A WEST FIFE darts player is preparing to step up to the oche and make history this weekend on the global stage.

Jay Thomson, who lives in Blairhall, will make his international bow for Northern Ireland at the World Disability Darts Association (WDDA) World Cup and World Championship, which begins today (Thursday) in West Lothian.

Originally from Belfast, the 47-year-old only took up the sport earlier this year having been inspired by the story of a member of Disability Darts Scotland that began playing after being the victim of a knife attack that caused him to suffer a stroke.

In 2018, Jay suffered two strokes, the first of which was caused by an aneurysm, having lost his fiancée to cancer, a month and a day before they were due to tie the knot.

Although he learned to walk again, and even completed a 5K walk/jog nine weeks after the first, the second stroke left him visually impaired, with tremors in his left arm, and with what he described as "really bad fatigue".

However, Jay didn't let that stop him from not only joining a prestigious bowling club in his native city, which has produced a number of Irish internationals, but becoming their first visually-impaired player.

After moving to West Fife last year, however, he made contact with Disability Darts Scotland and, after becoming a registered player, began competing in tournaments that have now led him to the World Cup, in which he will be the first visually-impaired player to compete.

"This is our equivalent of the Paralympics; this is the highest level of our sport," Jay told Press Sport.

"Owen Miller, who lives down the street from me, he gets to go to Tokyo – I get to go half an hour down the road!

"It's unbelievable. I found out in the middle of July and I just can't accept that I've achieved this in such a short space of time.

"I only started playing disability darts with Disability Darts Scotland in February this year so I've been doing well in my ranking tournaments in Scotland. Then, to get the call from Northern Ireland, I wasn't expecting this.

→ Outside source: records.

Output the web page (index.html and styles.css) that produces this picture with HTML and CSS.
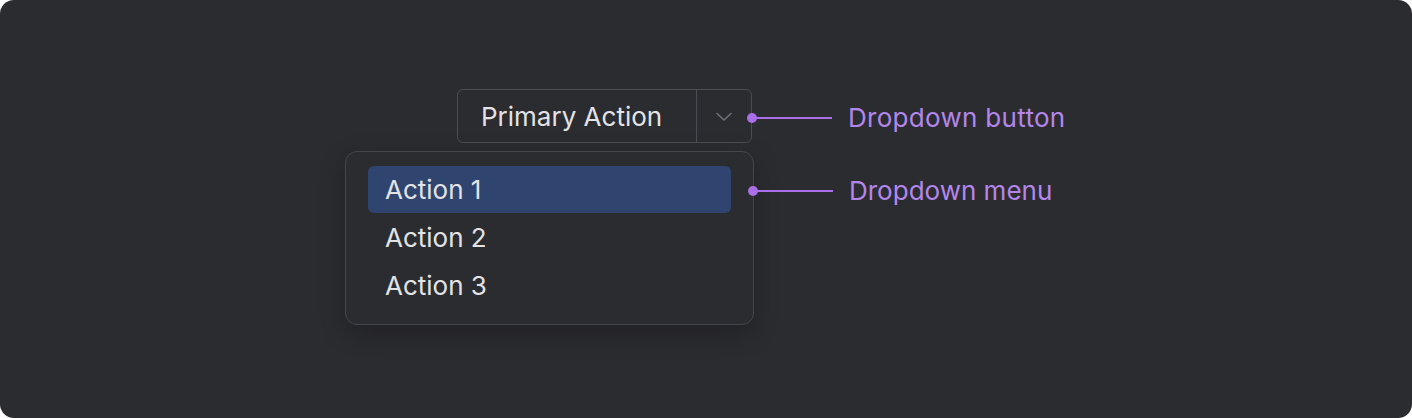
FILE: index.html
```html
<!DOCTYPE html>
<html>
<head>
<meta charset="utf-8">
<link rel="stylesheet" href="styles.css">
</head>
<body>
<div class="panel">
  <div class="stack">
    <div class="btn-row">
      <div class="split">
        <div class="split-main">Primary Action</div>
        <div class="split-toggle">
          <svg width="18" height="11" viewBox="0 0 18 11"><path d="M2 2.5 L9 9 L16 2.5" fill="none" stroke="#707177" stroke-width="1.6" stroke-linecap="round" stroke-linejoin="round"/></svg>
        </div>
        <div class="callout callout-btn"><span class="dot"></span><span class="line"></span><span class="label">Dropdown button</span></div>
      </div>
    </div>
    <div class="menu">
      <div class="item active">Action 1</div>
      <div class="item">Action 2</div>
      <div class="item">Action 3</div>
      <div class="callout callout-menu"><span class="dot"></span><span class="line"></span><span class="label">Dropdown menu</span></div>
    </div>
  </div>
</div>
</body>
</html>
```

FILE: styles.css
```css
html, body { margin: 0; padding: 0; background: #ffffff; }
body { font-family: Inter, "Noto Sans", sans-serif; }
.panel {
  width: 1412px;
  height: 418px;
  background: #2b2c30;
  border-radius: 14px;
  box-sizing: border-box;
  padding: 89px 0 0 345px;
}
.stack { display: flex; flex-direction: column; align-items: flex-start; gap: 8px; }
.btn-row { padding-left: 112px; }
.split {
  position: relative;
  display: flex;
  height: 54px;
  box-sizing: border-box;
  border: 1px solid #4c4d52;
  border-radius: 6px;
}
.split-main {
  width: 239px;
  box-sizing: border-box;
  padding-left: 23px;
  display: flex;
  align-items: center;
  font-size: 26px;
  color: #e3e3e6;
  border-right: 1px solid #4c4d52;
}
.split-toggle {
  width: 54px;
  display: flex;
  align-items: center;
  justify-content: center;
  padding-top: 1px;
}
.menu {
  position: relative;
  width: 409px;
  box-sizing: border-box;
  border: 1px solid #45464b;
  border-radius: 12px;
  padding: 14px 22px 15px 22px;
  display: flex;
  flex-direction: column;
  gap: 1px;
  box-shadow: 0 8px 24px rgba(0,0,0,0.25);
}
.item {
  height: 47px;
  border-radius: 6px;
  padding-left: 17px;
  display: flex;
  align-items: center;
  font-size: 26px;
  color: #e3e3e6;
}
.item.active { background: #2f4570; }
.callout {
  position: absolute;
  display: flex;
  align-items: center;
}
.callout-btn { left: 289px; top: 12px; }
.callout-menu { left: 402px; top: 23px; }
.dot {
  width: 10px; height: 10px; border-radius: 50%;
  background: #a96ee8;
}
.line { width: 76px; height: 2px; background: #a96ee8; margin-left: -1px; }
.label {
  margin-left: 16px;
  font-size: 26px;
  color: #b486ec;
  white-space: nowrap;
}
.callout-btn .label { letter-spacing: 0.3px; }
```
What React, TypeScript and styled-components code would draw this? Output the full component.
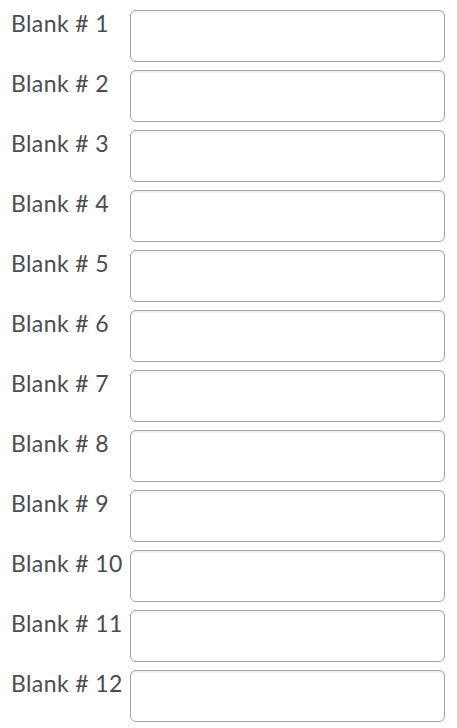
import styled, { createGlobalStyle } from 'styled-components';

const GlobalStyle = createGlobalStyle`
  body {
    margin: 0;
    background: #ffffff;
    font-family: Lato, 'Liberation Sans', sans-serif;
  }
`;

const blanks = Array.from({ length: 12 }, (_, i) => i + 1);

const App = () => {
  return (
    <>
      <GlobalStyle />
      <List>
        {blanks.map((n) => (
          <Row key={n}>
            <Label htmlFor={`blank-${n}`}>Blank # {n}</Label>
            <Input id={`blank-${n}`} type="text" />
          </Row>
        ))}
      </List>
    </>
  );
};

export default App;

const List = styled.div`
  display: flex;
  flex-direction: column;
  gap: 8px;
  padding: 10px 12px 0 10px;
`;

const Row = styled.div`
  display: grid;
  grid-template-columns: 120px 1fr;
  align-items: start;
`;

const Label = styled.label`
  padding-left: 1px;
  font-family: Lato, 'Liberation Sans', sans-serif;
  font-size: 23px;
  line-height: 27px;
  letter-spacing: 0.4px;
  color: #494c4e;
  white-space: nowrap;
`;

const Input = styled.input`
  box-sizing: border-box;
  width: 100%;
  height: 52px;
  margin: 0;
  border: 1px solid #9ea3a6;
  border-radius: 6px;
  background: #ffffff;
  box-shadow: inset 0 2px 0 0 rgba(185, 194, 208, 0.2);
  outline: none;
`;
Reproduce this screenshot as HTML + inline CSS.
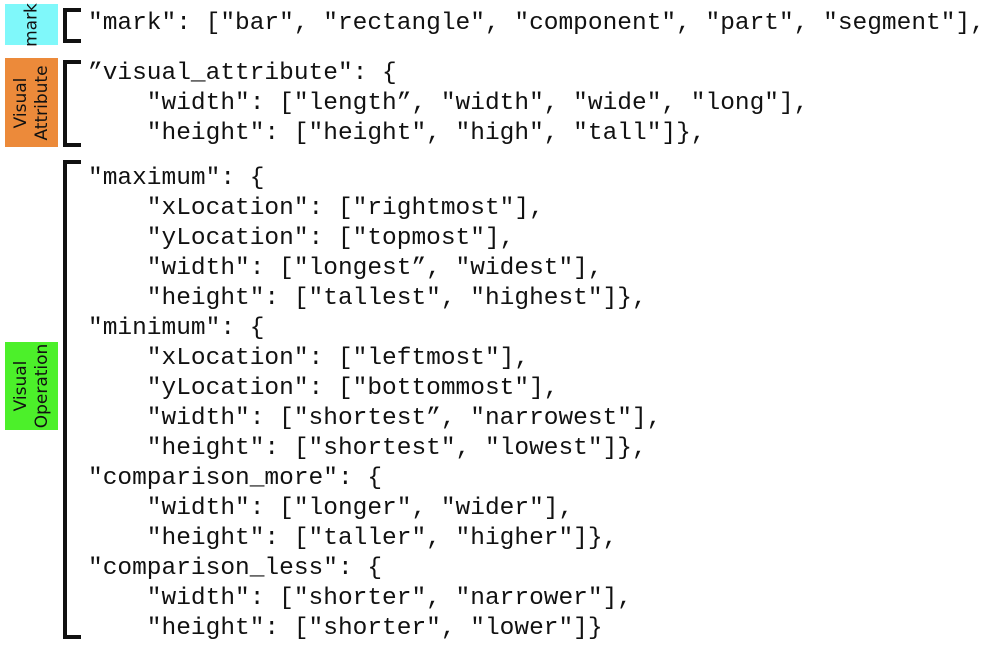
<!DOCTYPE html>
<html><head><meta charset="utf-8"><style>
body{margin:0;width:1006px;height:649px;background:#fff;position:relative;overflow:hidden}
.l{position:absolute;left:88px;font-family:"Liberation Mono",monospace;font-size:24.5px;line-height:30px;white-space:pre;color:#111}
.box{position:absolute;left:5px;width:53px}
.lab{position:absolute;left:50%;top:50%;transform:translate(-50%,-50%) rotate(-90deg);font-family:"DejaVu Sans","Liberation Sans",sans-serif;font-size:17px;line-height:21px;text-align:center;white-space:nowrap;color:#111}
.br{position:absolute;left:63px;width:14px;border:4px solid #111;border-right:none}
</style></head><body>
<div class="box" style="top:4px;height:41px;background:#7ff8fa"><div class="lab">mark</div></div>
<div class="box" style="top:58px;height:89px;background:#ec8a3a"><div class="lab">Visual<br>Attribute</div></div>
<div class="box" style="top:342px;height:88px;background:#4cf02a"><div class="lab">Visual<br>Operation</div></div>
<div class="br" style="top:8px;height:27px"></div>
<div class="br" style="top:60px;height:79px"></div>
<div class="br" style="top:160px;height:471px"></div>
<div class="l" style="top:9px">"mark": ["bar", "rectangle", "component", "part", "segment"],</div>
<div class="l" style="top:59px">”visual_attribute": {
    "width": ["length”, "width", "wide", "long"],
    "height": ["height", "high", "tall"]},</div>
<div class="l" style="top:164px">"maximum": {
    "xLocation": ["rightmost"],
    "yLocation": ["topmost"],
    "width": ["longest”, "widest"],
    "height": ["tallest", "highest"]},
"minimum": {
    "xLocation": ["leftmost"],
    "yLocation": ["bottommost"],
    "width": ["shortest”, "narrowest"],
    "height": ["shortest", "lowest"]},
"comparison_more": {
    "width": ["longer", "wider"],
    "height": ["taller", "higher"]},
"comparison_less": {
    "width": ["shorter", "narrower"],
    "height": ["shorter", "lower"]}</div>
</body></html>
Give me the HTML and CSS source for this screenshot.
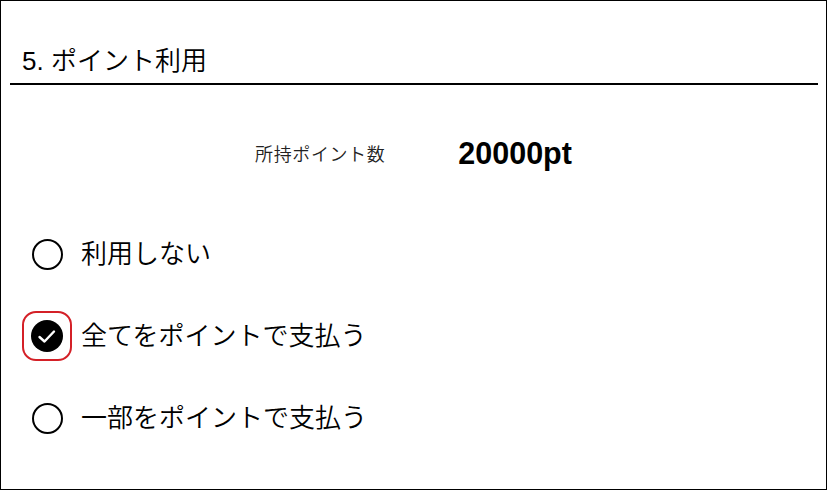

"I was looking more ahead to possibly having a slight chance of the British Championships in October down in England. I thought I might have an outside chance of those so to get the call to be in the World Cup team and the World Championship team is hard to take in.

"It's been a long road."

Jay, who is joining the darts team at his local pub, the White Gates, said that he has grown to love where he now lives so much that he thought at one point he'd "love to play for Scotland" but continued: "Once you get that call-up for your home country, you realise how much it means to you.

"All my ranking points from those tournaments got sent over to the co-ordinator for Northern Ireland so she was keeping a track of my results along with their own players in Northern Ireland.

"It took me four days before I could turn around and say to somebody that I've been selected to play for Northern Ireland without breaking down and crying.

"I've been through quite a bit but I've come out the other side."

The WDDA World Cup and World Championship takes place at the Hillcroft Hotel, in Whitburn, and runs until Sunday.